Mission statement: https://gram-editor.com/docs/mission/
- Fork of Zed
- No telemetry
- No AI “features”
- No Terms of Service
- No automatic binary downloads without consent
- Ursula Le Guin quotes on their website
- Project hosted on Codeberg
- Cute toad
Holy fuck, I’m in love 
I’m sorry but I’m too far deep into emacs to ever use anything else
I wish I got into emacs when my brain was still playable lol. Every time I open it to try and learn I feel like I spend 70% of my time messing with configs and scripts/extensions. Same with Vim (though vim/vi/micro/nano are fantastic when I just want to quickly edit a file).
I hate that I’m just a VSCode plebian now, but the defaults are good enough to just work for me. Maybe one day I’ll set up a whole dotfile management system, but I have too much work to do lol
I used VCCode for the longest time because yeah it just kinda works. My emacs config started very slim and I just add a little to it over time when I want something new. It keeps me from getting overwhelmed.
That’s what I’m probably going to end up doing too. I have to use Windows for work though, and interact with weird ass APIs that only have closed plugins though Microsoft channels though.
Like the ArcGIS Pro debugger only works with VisualStudio and VSCode, I need to be able to hook into the running process so I can set breakpoints in my scripts since their codebase is so fucked that sometimes the only way to tell what’s happening is to read a dump.
I want you get away from ESRI, but it’s like trying to get away from Autodesk. Even if you have a solution that works well, getting anyone to accept it is almost impossible unless they happen to have some weird nerd or a Dutchman on staff.

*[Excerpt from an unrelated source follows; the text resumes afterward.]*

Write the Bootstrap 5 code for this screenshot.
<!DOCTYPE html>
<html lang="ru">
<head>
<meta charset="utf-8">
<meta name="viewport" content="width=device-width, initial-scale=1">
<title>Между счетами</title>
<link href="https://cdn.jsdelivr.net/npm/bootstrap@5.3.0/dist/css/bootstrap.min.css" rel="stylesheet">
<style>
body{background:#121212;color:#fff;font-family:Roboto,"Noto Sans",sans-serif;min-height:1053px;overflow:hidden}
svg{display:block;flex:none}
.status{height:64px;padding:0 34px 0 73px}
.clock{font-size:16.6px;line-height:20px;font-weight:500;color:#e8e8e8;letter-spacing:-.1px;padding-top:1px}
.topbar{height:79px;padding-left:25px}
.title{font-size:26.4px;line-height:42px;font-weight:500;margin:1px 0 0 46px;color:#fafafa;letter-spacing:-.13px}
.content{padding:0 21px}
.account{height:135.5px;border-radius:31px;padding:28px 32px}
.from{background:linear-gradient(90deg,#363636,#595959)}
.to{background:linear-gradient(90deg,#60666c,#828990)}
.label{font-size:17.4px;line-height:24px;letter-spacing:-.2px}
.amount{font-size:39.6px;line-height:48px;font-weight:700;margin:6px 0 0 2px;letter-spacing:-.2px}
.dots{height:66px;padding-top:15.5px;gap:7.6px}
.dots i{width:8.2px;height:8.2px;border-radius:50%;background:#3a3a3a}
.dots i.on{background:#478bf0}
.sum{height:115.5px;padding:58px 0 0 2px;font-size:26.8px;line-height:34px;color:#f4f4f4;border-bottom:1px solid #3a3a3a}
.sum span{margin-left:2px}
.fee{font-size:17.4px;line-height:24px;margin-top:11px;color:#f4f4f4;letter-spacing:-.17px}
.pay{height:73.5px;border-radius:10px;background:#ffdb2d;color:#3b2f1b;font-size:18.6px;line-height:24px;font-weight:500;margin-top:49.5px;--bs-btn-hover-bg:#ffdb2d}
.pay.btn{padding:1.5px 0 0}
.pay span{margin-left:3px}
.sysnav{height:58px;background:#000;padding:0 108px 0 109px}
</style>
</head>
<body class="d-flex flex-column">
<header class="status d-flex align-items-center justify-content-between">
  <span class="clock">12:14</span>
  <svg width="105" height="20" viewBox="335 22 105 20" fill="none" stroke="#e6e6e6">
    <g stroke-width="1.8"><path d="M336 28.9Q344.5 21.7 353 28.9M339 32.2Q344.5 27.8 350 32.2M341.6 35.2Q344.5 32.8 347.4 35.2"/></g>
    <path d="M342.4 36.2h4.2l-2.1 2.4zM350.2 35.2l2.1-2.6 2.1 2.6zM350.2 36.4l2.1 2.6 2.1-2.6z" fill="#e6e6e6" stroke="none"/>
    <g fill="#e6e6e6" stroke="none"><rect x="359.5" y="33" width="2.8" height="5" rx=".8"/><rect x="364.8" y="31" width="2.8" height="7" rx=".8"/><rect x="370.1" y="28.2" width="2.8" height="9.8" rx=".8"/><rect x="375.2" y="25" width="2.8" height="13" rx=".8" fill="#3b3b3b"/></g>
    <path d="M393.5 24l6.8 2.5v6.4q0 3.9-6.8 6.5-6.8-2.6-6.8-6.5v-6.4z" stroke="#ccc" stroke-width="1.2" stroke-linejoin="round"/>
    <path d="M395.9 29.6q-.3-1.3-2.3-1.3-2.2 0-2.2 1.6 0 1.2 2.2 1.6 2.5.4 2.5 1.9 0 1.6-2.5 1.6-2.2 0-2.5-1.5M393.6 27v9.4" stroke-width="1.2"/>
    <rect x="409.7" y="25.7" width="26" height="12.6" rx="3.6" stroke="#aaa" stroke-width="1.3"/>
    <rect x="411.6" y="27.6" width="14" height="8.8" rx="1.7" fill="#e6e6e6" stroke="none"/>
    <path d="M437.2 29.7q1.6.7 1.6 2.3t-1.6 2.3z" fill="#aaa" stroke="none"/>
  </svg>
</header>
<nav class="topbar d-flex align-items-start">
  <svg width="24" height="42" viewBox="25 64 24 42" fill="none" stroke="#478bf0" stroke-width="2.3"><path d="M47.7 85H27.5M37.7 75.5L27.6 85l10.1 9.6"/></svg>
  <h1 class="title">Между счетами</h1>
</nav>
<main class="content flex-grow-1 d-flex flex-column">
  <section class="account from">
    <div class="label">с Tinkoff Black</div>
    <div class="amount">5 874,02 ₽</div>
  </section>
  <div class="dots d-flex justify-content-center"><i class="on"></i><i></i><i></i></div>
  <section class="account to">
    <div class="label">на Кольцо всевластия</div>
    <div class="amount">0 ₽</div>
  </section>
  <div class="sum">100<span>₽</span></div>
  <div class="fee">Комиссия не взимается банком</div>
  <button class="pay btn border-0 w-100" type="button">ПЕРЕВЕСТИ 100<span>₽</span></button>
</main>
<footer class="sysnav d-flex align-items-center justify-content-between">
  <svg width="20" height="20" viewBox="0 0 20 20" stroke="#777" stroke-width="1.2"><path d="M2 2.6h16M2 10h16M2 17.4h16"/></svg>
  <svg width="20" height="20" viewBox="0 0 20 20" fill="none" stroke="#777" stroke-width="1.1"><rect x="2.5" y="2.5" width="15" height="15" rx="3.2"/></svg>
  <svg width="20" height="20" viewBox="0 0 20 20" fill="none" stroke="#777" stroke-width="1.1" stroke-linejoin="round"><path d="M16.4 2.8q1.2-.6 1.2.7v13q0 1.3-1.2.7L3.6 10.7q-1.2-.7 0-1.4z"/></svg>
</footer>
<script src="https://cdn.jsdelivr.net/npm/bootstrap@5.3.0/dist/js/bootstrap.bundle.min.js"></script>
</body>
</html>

Isn’t the whole point of Zed being an open source Agentic IDE/Text Editor? I can’t say I really understand stripping it down from it’s main concept, considering that VSCodium, Helix, Kate, Geany, Emacs, Neovim, etc., are all great and ethical foss projects.

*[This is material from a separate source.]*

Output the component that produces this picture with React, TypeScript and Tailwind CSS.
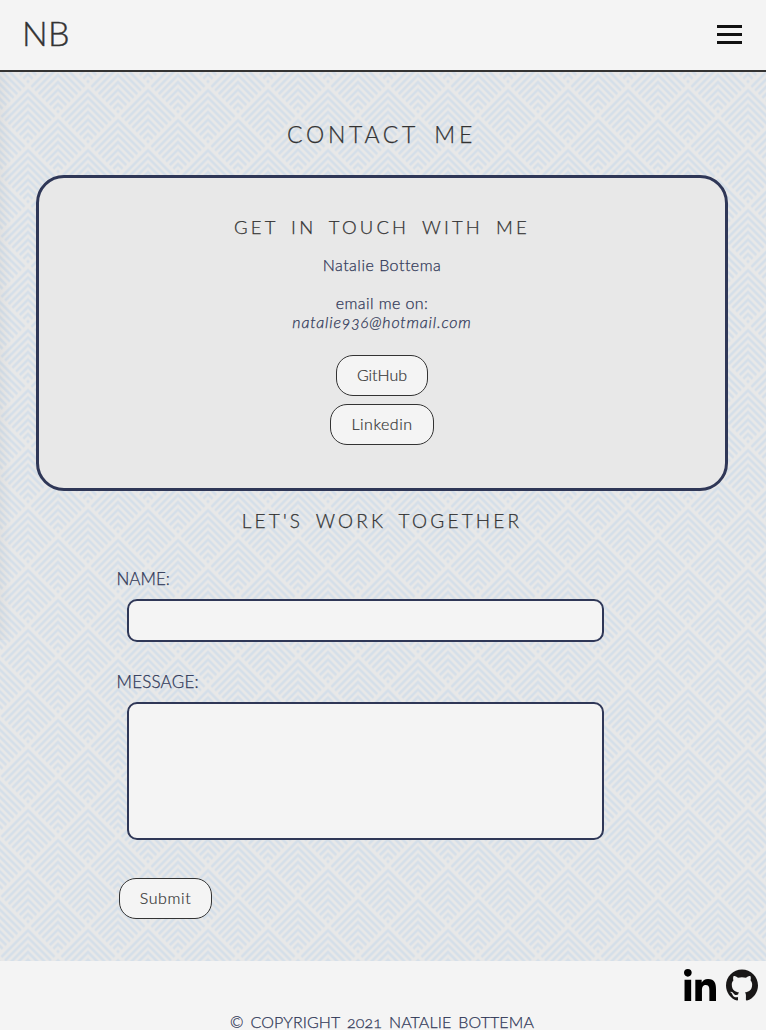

But I’m not complaining either. The more FOSS projects, the better actually.
nah, a few centuries ago it was actually an editor with a novel idea. Basically centered around collaborative features like live-coding, chats and etc. That was its main focus but the more AI became shoved into everything, they followed suit i guess and the zed we know today isn’t really the same anymore.
It started as a replacement for Atom after Microsoft killed it with VSCode after the GitHub acquisition, then they pivoted to be AI focused because they saw that Cursor was beating VSCode by just having AI stuff, and now everything sucks.
It started as a nice rust gui-based editor with a focus on collaborative editing. I think it shifted into the LLM stuff after its initial releases.
I much prefer GUI editors with traditional keybindings and I’m very picky about their looks and behavior. VSCode and Zed were the only ones that I found were good enough. I considered VSCodium, but I think it has some issues with telemetry and AI stuff constantly leaking in from upstream. Gram is a hard, independent fork of Zed, so it shouldn’t have those issues.
It’s really good as a regular text editor/IDE. I don’t use any of the AI features.
AI features are how devs get funding/plan to make money I guess.
The two main draws are that its an “AI Editor” and most of the development has been working on those kinds of features. The other is that its in Rust, so should be very performant in general. Definitely seems to be defeating point 1 by forking it.
This is what I used to use in college:
It’s FOSS that’s been around for a long time, but seems to have been kept up to date by a dedicated community.